The request said that he was “boxed several times hitting the left abdominal part of his body by a person known as Joseph Juanillo.” The police office request that they be provided with a copy of the result as they will use it for their investigation.

Canabe claimed that relatives, friends and those close to the barangay officials were often given priority to receive first the relief goods and other assistance from the government.” She said that “from the DSWD, the relief goods are given to barangay level officials then to purok level for distributions”.

The system worsened during the election in 2013 with a “color coding” scheme.

“Green means you are for the incumbent, yellow is neutral and red is opposing party. The green gets favored in terms of relief,” she said.

Barug Katawhan spokesperson Karlos Trangia said that “such system of inefficiency, favoritism and militarization of relief has been the problem of the Typhoon Pablo victims of Davao Oriental”.

“These are the legitimate calls which Barug members carry with them when they go to rallies in the first place, to demand that a more sincere and realistic system be put in place.
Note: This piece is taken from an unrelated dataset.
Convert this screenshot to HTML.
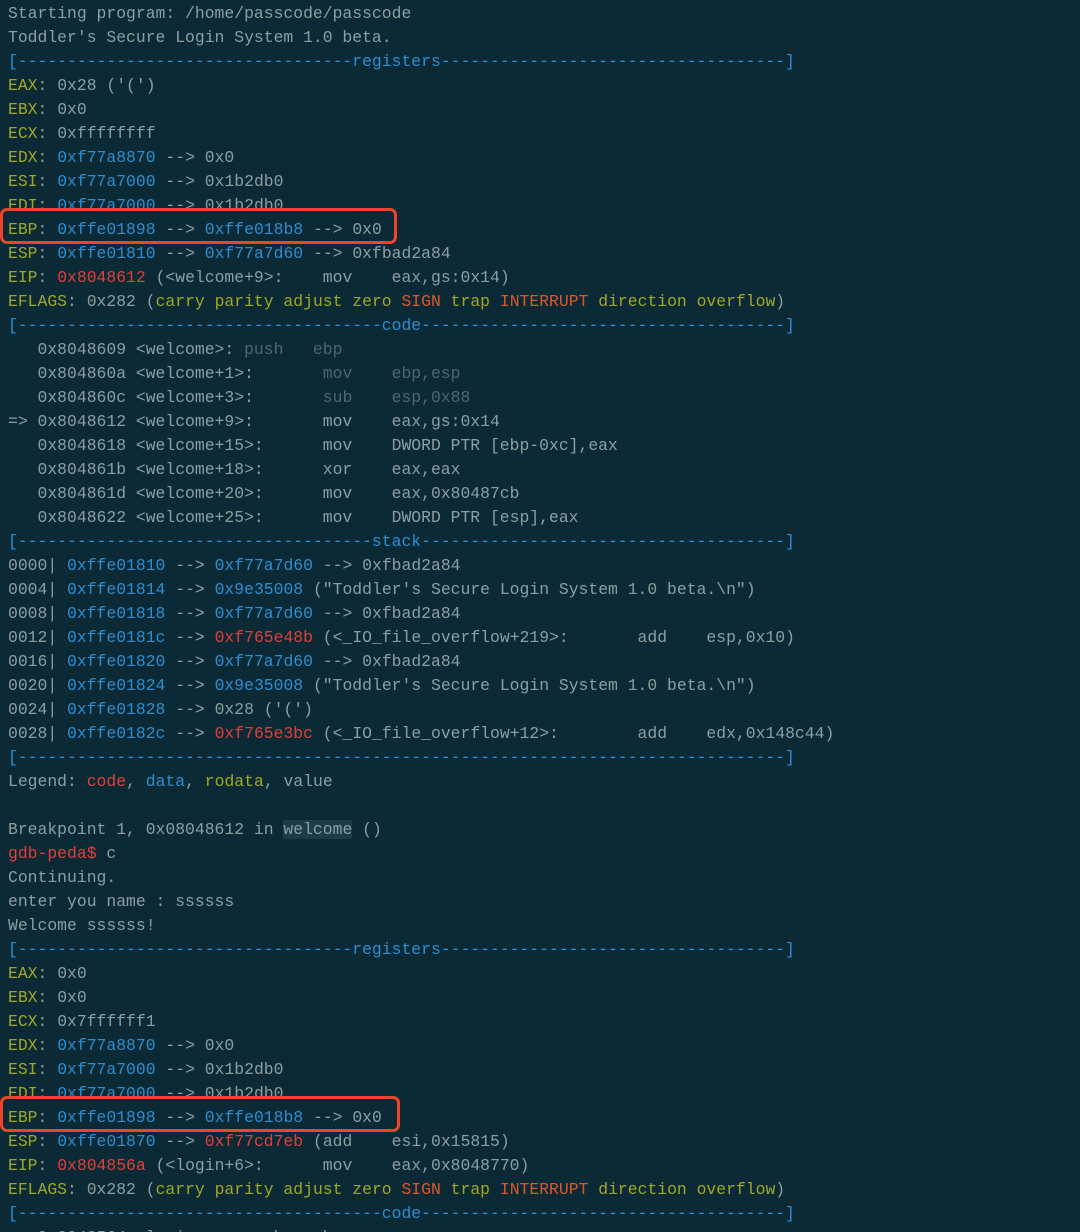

It’s the government’s role but it failed,” said Trangia.

Trangia said that government agencies “should not wait or respond only because victims rally.”

Canabe said that “two years after, we are still very short of food and our homes are still in tent which drips even during light rains.”

One day before the February 25 protest of Barug Katawhan in Davao City, President Benigno Aquino visited Cateel town.

“Habang nasa helicopter po kami kanina at binabaybay ang Davao Oriental, wala pong duda na sa aming nakita, talagang nagbabalik na ang normalidad sa inyong lalawigan. Ibang-iba na ito sa nakita nating sitwasyon matapos ang paghagupit ng bagyong Pablo. Sa lakas ng bagyo, halos mabura sa mapa ang ilang mga bayan,” said Aquino in his speech before thousands of Cateel residents.

A report from the Philippine News Agency said that “the President also outlined the various programs for the rehabilitation of the town of which a P10.5 billion fund is allocated for the province”.

“Housing was also tackled were the government promised to relocate 1,179 families a project initiated by the National Housing Authority (NHA) and where the President suggested a timetable to be implemented in the middle of this year,” the report said.